Stated goal ▸ Print the records below exactly, from the line containing "Generate a component" down to the line containing "const heads = ['Критерий', 'Фирма", both lines included, and omit every picture.
begin Supplied material
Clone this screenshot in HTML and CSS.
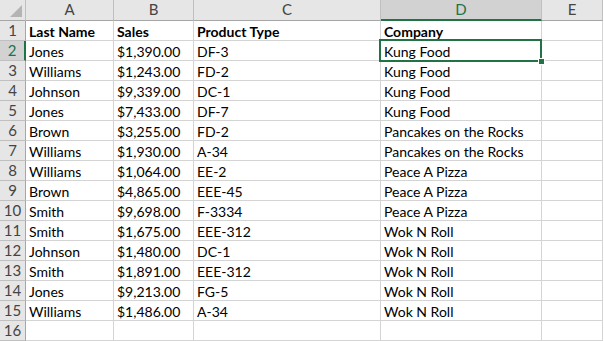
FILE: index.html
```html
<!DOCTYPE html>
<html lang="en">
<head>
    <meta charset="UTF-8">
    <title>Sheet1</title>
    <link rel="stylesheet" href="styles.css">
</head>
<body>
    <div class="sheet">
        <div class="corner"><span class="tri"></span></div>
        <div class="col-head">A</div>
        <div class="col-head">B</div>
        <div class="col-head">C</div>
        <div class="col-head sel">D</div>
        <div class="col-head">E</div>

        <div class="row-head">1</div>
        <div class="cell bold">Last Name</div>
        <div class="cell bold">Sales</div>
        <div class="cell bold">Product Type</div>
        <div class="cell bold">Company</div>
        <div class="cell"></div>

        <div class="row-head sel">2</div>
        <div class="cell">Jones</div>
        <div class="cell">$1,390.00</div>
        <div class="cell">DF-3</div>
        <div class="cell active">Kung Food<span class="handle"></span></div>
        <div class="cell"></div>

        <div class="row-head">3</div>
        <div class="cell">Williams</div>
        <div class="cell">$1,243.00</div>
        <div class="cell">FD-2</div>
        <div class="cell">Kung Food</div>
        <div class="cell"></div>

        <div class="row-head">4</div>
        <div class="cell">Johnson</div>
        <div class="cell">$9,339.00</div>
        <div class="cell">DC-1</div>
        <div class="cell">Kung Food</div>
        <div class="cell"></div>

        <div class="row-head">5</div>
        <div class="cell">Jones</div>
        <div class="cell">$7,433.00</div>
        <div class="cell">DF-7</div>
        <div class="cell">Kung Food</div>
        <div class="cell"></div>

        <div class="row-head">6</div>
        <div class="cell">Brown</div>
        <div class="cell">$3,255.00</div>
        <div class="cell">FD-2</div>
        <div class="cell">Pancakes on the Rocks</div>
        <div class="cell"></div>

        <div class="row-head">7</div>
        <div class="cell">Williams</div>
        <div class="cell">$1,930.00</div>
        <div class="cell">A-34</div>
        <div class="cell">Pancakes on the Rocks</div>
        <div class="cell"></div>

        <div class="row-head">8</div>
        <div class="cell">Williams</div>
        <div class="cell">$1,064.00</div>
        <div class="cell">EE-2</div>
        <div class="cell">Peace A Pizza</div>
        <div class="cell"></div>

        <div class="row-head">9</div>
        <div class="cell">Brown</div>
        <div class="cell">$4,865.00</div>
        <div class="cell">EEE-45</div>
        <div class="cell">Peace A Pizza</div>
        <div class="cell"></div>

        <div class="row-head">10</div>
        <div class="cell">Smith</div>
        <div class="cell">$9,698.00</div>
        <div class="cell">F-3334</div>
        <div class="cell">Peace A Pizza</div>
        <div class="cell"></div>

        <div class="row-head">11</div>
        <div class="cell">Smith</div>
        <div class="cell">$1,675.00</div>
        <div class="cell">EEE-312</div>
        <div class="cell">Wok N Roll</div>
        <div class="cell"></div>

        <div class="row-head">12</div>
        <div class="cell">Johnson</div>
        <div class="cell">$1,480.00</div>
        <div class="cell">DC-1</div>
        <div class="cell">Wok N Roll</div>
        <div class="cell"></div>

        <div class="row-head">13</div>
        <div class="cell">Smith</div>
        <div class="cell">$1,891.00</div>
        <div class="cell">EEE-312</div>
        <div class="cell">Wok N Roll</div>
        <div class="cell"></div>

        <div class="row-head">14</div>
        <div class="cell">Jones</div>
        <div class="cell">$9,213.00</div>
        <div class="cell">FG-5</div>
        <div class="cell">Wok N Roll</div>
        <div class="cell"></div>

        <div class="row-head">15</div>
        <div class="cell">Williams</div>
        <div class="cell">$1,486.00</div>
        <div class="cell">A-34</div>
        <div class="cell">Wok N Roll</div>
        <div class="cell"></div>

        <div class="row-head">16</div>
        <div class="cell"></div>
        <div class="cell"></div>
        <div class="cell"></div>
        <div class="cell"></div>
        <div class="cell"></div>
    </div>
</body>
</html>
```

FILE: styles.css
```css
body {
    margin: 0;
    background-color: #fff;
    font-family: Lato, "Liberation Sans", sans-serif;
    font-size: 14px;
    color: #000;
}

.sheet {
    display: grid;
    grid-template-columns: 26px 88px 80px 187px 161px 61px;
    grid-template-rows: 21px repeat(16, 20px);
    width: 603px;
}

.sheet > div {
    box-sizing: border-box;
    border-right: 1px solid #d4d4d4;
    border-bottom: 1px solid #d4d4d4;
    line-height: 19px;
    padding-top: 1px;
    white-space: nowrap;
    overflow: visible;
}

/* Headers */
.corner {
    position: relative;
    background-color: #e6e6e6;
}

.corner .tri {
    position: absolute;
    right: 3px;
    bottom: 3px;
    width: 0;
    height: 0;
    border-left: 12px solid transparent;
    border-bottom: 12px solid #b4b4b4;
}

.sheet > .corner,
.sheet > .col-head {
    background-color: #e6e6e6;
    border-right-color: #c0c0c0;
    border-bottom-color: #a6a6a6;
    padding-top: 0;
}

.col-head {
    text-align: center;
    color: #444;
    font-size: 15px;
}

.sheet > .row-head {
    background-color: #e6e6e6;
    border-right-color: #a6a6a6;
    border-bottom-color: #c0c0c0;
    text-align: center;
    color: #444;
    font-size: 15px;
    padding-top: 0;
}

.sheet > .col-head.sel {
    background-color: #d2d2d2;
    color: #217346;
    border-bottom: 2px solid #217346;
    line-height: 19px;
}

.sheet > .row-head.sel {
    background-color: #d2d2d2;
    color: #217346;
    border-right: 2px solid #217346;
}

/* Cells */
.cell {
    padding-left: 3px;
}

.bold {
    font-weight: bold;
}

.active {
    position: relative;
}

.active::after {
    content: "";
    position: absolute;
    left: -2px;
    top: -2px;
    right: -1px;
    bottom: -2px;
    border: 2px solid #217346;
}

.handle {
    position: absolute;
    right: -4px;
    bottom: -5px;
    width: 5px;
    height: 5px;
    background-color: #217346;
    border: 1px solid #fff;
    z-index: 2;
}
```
end Supplied material
begin Supplied material
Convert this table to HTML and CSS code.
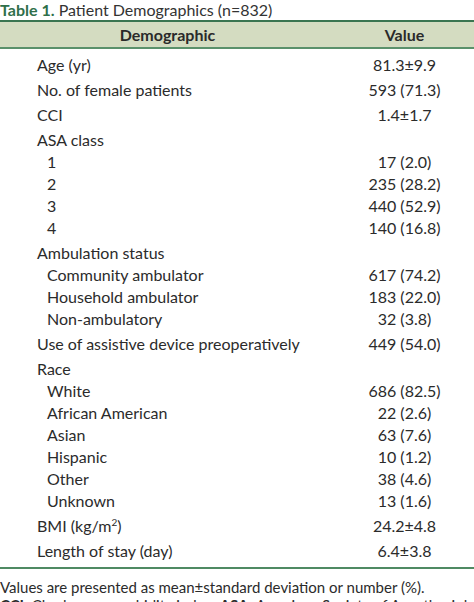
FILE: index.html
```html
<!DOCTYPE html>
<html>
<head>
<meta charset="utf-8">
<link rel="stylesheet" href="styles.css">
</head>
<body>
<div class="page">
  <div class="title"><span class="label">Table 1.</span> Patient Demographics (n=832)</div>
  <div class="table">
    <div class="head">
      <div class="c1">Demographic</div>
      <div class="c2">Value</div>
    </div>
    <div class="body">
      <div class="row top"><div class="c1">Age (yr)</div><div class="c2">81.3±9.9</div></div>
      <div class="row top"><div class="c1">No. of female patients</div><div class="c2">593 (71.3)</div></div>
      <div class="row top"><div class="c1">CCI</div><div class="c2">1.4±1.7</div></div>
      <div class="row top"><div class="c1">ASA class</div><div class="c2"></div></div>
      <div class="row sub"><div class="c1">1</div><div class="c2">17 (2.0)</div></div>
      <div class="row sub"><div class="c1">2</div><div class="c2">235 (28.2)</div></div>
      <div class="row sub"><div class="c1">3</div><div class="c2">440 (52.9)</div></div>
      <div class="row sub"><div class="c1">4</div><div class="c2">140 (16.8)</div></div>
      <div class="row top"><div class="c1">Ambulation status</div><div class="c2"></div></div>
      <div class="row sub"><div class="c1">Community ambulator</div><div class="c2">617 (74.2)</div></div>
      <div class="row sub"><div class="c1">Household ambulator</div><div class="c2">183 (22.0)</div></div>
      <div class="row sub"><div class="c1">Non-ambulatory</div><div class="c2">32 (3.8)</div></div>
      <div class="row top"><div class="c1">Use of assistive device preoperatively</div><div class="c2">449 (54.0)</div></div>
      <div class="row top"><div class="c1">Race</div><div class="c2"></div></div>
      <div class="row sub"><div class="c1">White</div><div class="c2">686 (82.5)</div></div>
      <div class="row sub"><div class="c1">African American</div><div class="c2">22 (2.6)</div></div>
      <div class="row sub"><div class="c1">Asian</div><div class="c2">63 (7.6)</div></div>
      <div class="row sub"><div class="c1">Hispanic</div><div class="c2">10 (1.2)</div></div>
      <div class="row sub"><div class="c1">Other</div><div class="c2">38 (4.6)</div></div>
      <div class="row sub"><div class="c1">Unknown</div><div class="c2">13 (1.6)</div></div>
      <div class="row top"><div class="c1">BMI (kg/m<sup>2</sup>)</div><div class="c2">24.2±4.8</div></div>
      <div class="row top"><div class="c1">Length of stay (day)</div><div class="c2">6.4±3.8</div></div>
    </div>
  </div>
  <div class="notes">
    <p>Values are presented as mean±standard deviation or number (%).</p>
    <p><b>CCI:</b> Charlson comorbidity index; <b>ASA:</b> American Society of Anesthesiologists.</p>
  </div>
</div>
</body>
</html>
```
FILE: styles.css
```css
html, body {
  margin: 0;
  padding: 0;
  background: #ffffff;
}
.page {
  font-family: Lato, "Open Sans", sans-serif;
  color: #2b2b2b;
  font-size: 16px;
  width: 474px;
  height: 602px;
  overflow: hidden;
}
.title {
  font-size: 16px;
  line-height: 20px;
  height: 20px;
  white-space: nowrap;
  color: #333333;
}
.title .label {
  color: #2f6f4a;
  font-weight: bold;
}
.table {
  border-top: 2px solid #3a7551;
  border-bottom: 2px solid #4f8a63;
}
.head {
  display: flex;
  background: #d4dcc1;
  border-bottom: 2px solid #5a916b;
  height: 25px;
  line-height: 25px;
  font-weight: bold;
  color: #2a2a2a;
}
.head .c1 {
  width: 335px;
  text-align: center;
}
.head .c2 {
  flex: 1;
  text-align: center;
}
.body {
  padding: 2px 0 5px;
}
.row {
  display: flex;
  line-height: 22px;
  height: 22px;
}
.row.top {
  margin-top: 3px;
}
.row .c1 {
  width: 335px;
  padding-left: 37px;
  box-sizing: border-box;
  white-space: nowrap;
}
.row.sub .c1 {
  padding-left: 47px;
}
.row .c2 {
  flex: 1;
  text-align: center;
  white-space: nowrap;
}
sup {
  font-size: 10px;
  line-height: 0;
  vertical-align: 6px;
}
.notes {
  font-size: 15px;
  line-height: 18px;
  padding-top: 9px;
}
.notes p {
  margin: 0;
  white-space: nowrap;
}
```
end Supplied material
begin Supplied material
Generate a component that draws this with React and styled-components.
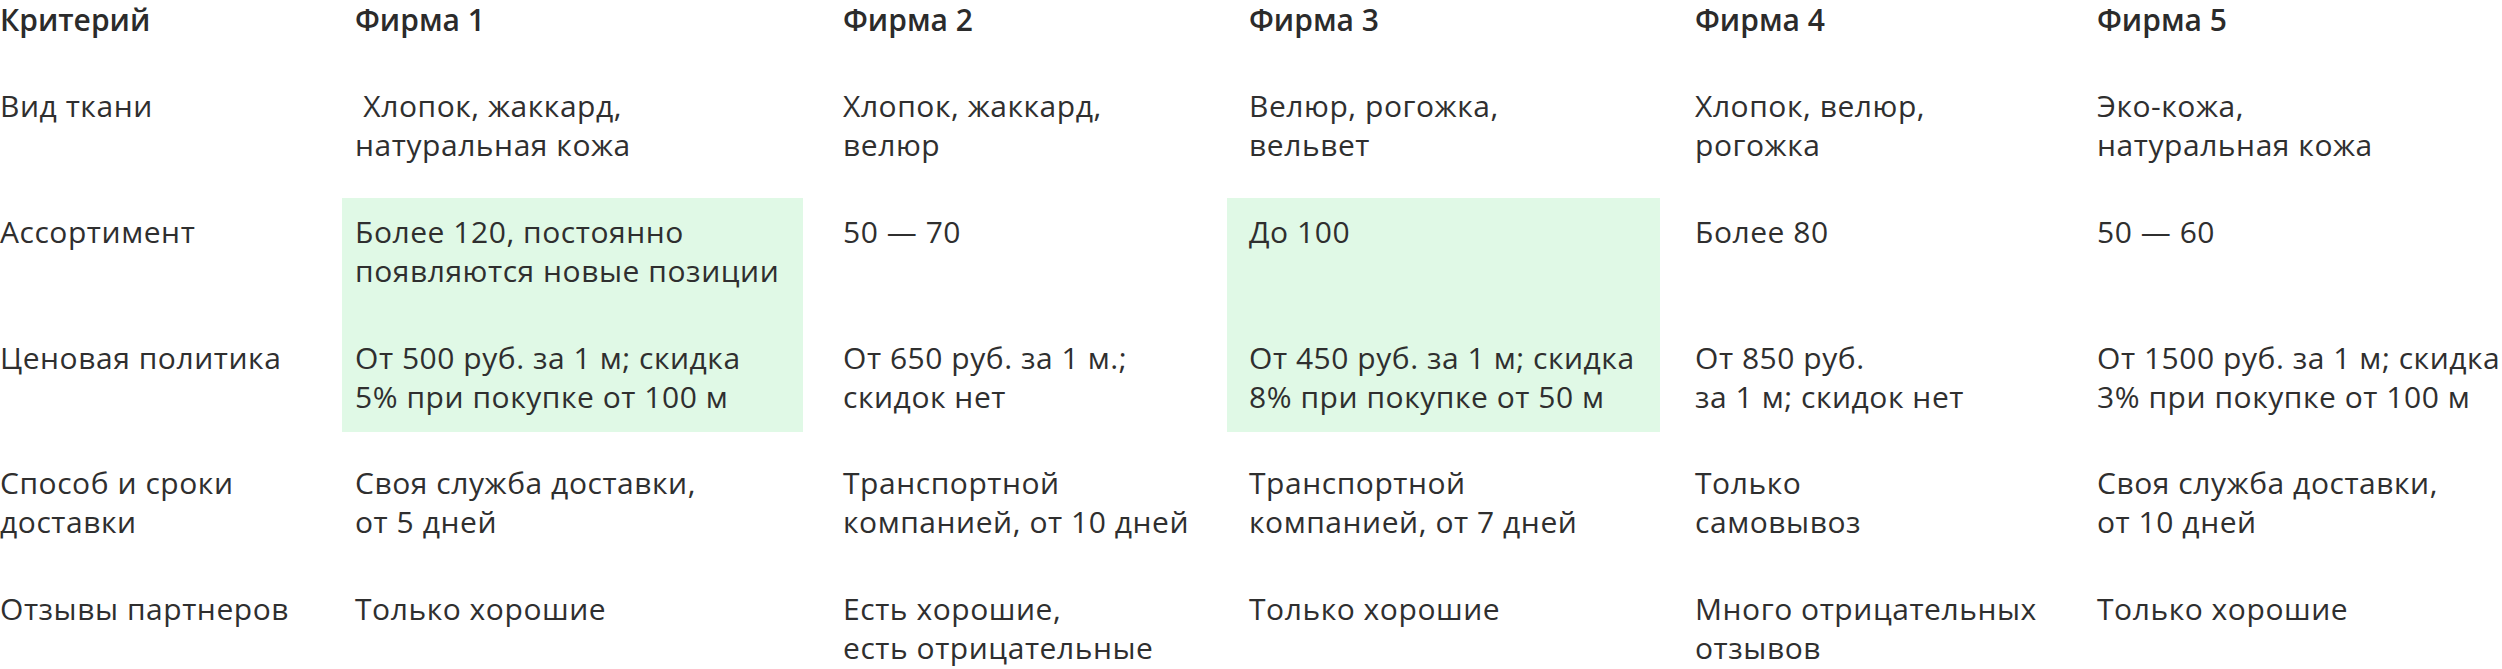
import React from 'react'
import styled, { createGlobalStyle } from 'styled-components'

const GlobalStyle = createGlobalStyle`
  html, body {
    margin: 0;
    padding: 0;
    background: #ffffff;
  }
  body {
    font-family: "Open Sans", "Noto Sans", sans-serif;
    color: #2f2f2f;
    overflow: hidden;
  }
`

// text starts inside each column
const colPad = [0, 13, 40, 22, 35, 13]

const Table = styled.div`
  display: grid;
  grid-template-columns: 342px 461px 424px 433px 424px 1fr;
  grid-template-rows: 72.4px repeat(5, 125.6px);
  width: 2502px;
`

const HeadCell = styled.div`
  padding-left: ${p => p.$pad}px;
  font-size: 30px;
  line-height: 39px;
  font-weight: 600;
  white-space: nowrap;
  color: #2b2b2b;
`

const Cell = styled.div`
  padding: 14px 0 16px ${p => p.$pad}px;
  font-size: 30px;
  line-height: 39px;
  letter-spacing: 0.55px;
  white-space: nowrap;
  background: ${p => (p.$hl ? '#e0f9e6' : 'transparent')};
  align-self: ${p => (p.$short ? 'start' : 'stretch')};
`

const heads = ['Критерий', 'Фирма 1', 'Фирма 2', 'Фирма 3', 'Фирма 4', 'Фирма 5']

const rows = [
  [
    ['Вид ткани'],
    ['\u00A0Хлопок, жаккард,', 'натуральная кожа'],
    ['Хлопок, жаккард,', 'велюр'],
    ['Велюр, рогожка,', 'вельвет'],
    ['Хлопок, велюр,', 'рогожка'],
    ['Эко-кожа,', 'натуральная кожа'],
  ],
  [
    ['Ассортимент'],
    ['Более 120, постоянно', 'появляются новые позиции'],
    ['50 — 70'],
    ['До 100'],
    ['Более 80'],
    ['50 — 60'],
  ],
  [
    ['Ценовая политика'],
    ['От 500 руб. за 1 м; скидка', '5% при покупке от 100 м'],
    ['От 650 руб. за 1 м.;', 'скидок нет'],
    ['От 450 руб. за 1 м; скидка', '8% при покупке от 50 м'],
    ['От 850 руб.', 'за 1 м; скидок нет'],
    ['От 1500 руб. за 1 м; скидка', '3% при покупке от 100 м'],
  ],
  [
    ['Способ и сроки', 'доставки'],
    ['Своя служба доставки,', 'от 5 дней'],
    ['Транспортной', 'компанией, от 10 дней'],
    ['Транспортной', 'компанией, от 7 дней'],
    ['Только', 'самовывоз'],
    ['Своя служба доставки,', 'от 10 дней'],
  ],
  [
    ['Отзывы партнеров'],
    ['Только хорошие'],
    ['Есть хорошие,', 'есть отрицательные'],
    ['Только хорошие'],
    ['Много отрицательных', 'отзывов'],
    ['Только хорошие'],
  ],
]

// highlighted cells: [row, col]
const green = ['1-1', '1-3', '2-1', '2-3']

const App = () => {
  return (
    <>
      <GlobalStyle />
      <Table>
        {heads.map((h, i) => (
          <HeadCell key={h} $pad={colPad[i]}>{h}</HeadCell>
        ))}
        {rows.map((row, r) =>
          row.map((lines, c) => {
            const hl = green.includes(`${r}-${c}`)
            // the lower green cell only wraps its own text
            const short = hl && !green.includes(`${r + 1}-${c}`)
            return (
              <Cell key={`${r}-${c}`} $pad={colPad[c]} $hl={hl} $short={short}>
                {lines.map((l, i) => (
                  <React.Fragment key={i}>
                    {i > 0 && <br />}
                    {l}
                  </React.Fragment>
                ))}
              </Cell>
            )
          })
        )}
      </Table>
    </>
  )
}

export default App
end Supplied material
Result of the exercise ▸
Generate a component that draws this with React and styled-components.
import React from 'react'
import styled, { createGlobalStyle } from 'styled-components'

const GlobalStyle = createGlobalStyle`
  html, body {
    margin: 0;
    padding: 0;
    background: #ffffff;
  }
  body {
    font-family: "Open Sans", "Noto Sans", sans-serif;
    color: #2f2f2f;
    overflow: hidden;
  }
`

// text starts inside each column
const colPad = [0, 13, 40, 22, 35, 13]

const Table = styled.div`
  display: grid;
  grid-template-columns: 342px 461px 424px 433px 424px 1fr;
  grid-template-rows: 72.4px repeat(5, 125.6px);
  width: 2502px;
`

const HeadCell = styled.div`
  padding-left: ${p => p.$pad}px;
  font-size: 30px;
  line-height: 39px;
  font-weight: 600;
  white-space: nowrap;
  color: #2b2b2b;
`

const Cell = styled.div`
  padding: 14px 0 16px ${p => p.$pad}px;
  font-size: 30px;
  line-height: 39px;
  letter-spacing: 0.55px;
  white-space: nowrap;
  background: ${p => (p.$hl ? '#e0f9e6' : 'transparent')};
  align-self: ${p => (p.$short ? 'start' : 'stretch')};
`

const heads = ['Критерий', 'Фирма 1', 'Фирма 2', 'Фирма 3', 'Фирма 4', 'Фирма 5']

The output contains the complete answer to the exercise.